Wesfarmers’ said the poor figures highlighted “that Target’s current offer requires ongoing repositioning”.

Meanwhile, fellow discount department store Kmart – also owned by Wesfarmers – eked out a modest 1.8 per cent lift in sales during the same period, though comparable sales were only 0.2 per cent.

Speaking to The New Daily, QUT Business School associate professor Gary Mortimer said the latest figures suggest Target is on track to post another full-year loss, which it has done for the “last several years”.

Last year Wesfarmers flagged plans to close 20 per cent of its existing Target stores by 2023.

Dr Mortimer said the business appears to be “turning around” off the back of Wesfarmers’ investment into products, prices and stores upgrades, but Target is still dragging down the company’s overall department store division.

“I’ve written before that I don’t think we’ll see a Target in five years’ time, but we’ll certainly see a much stronger Kmart, albeit without the same level of growth,” he said.

“It would appear that that’s [Kmart] turning around, which I would say is because Wesfarmers has invested in products, price and store refurbishment, but it [Target] is still pulling the overall department store division down as result,” he said.

Tough decisions for Wesfarmers

Tom Miller, senior industry analyst at IBISWorld, said Target’s falling sales growth and repeated losses have placed Wesfarmers in a “difficult situation”, particularly against the backdrop of increasing competition and softening consumer spending.

But while Mr Miller said the company may look to close more Target stores, it would be unlikely the brand will vanish entirely.

“Target has been an iconic Australian brand and it is unlikely it will be closed down entirely. However, the form the chain takes may change significantly over the next five years, including a focus on smaller-format stores and more online sales,” he said.

Mr Miller said Wesfarmers is expected instead to sharpen its focus on Target’s core markets, optimising its product offering to meet that market, and building its online capacity, as well as consolidating the number of stores.

Quite the Catch

The disappointing Target news comes only a day after Wesfarmers acquired Australian-based online retailer Catch Group for $230 million – a purchase that could yet prove to be Target’s saviour, QUT’s Dr Mortimer said.

“That was a smart move,” he said.

Catch Group comes with 1.4 million active online shoppers. What you’re doing when you buy something like that is fundamentally buying those shoppers.”

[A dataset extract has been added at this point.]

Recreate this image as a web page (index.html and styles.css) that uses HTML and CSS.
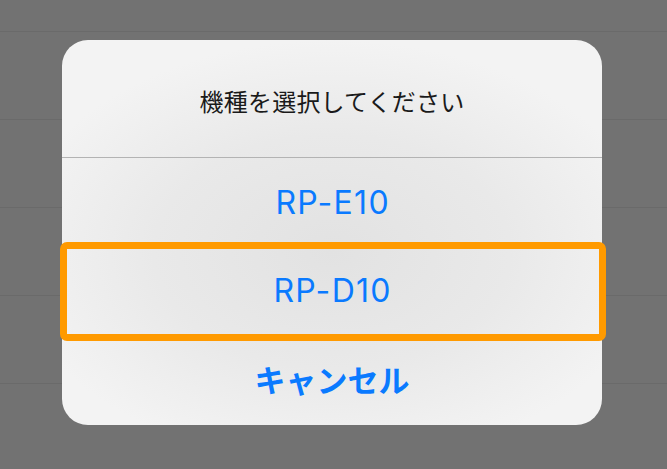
FILE: index.html
```html
<!DOCTYPE html>
<html lang="ja">
<head>
<meta charset="utf-8">
<link rel="stylesheet" href="styles.css">
</head>
<body>
<div class="screen">
  <div class="table">
    <div class="trow first"></div>
    <div class="trow"></div>
    <div class="trow"></div>
    <div class="trow"></div>
    <div class="trow"></div>
    <div class="trow last"></div>
  </div>
  <div class="alert">
    <div class="alert-head">
      <div class="alert-title">機種を選択してください</div>
    </div>
    <div class="alert-btn"><span class="label">RP-E10</span></div>
    <div class="alert-btn"><span class="label">RP-D10</span></div>
    <div class="alert-btn cancel">キャンセル</div>
    <div class="highlight"></div>
  </div>
</div>
</body>
</html>
```
FILE: styles.css
```css
html, body {
  margin: 0;
  padding: 0;
}
body {
  width: 667px;
  height: 469px;
  overflow: hidden;
  background: #727272;
  font-family: "Inter", "Noto Sans CJK JP", sans-serif;
}
.screen {
  position: relative;
  width: 667px;
  height: 469px;
}
.table {
  display: flex;
  flex-direction: column;
}
.trow {
  height: 87px;
  border-bottom: 1px solid #6a6a6a;
}
.trow.first {
  height: 31px;
}
.trow.last {
  border-bottom: none;
}
.alert {
  position: absolute;
  left: 62px;
  top: 40px;
  width: 540px;
  height: 385px;
  border-radius: 26px;
  background: radial-gradient(ellipse 60% 55% at 50% 55%, #e2e2e2 0%, #e9e9e9 55%, #f3f3f3 100%);
  display: flex;
  flex-direction: column;
}
.alert-head {
  height: 118px;
  box-sizing: border-box;
  padding-top: 46px;
  border-bottom: 1px solid #b3b3b3;
  text-align: center;
}
.alert-title {
  font-family: "Noto Sans CJK JP", sans-serif;
  font-size: 24px;
  line-height: 30px;
  font-weight: 400;
  color: #1a1a1a;
  letter-spacing: 0.2px;
}
.alert-btn {
  height: 88px;
  display: flex;
  align-items: center;
  justify-content: center;
  color: #0a7aff;
  font-size: 32px;
  font-weight: 400;
}
.alert-btn .label {
  letter-spacing: 1.3px;
  margin-right: -1.3px;
}
.alert-btn.cancel {
  flex: 1;
  font-family: "Noto Sans CJK JP", sans-serif;
  font-weight: 700;
  font-size: 31px;
  padding-bottom: 2px;
}
.highlight {
  position: absolute;
  left: -2px;
  top: 202px;
  width: 546px;
  height: 99px;
  box-sizing: border-box;
  border: 7px solid #ff9a00;
  border-radius: 7px;
}
```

David Kindl, chair of business consultancy Retail Doctor Group, said online sales are “the direction the market is going” and the purchase will be a positive for both Kmart and Target.

“Wesfarmers is a great retailer with great retail assets, and Catch Group is an amazing Australian success story that’s working on those digital strategies and the logistics behind fulfilling orders, and now Wesfarmers can add those skills to their stable of businesses,” he said.

Coupled with the right strategy going forward, Mr Kindl said this could help elevate Target to perform on a similar level to Kmart, but noted competition in the department store sector remains fierce.

“They’re all fighting for the same dollar – we’re not seeing retail sales in Australia grow at a great rate, so whatever dollar a customer has to spend, these businesses want a slice of it,” he said.

Mr Kindl said it wouldn’t be unreasonable for the Target brand to be rolled into Kmart, but added Wesfarmers still has other options that may prove more beneficial for shareholders.

There’s been plenty of history in the Australian market of one brand taking over another, and that brand has a stronger appeal, why wouldn’t you consolidate the business? And it will mean Kmart will operate in additional stores,” he said.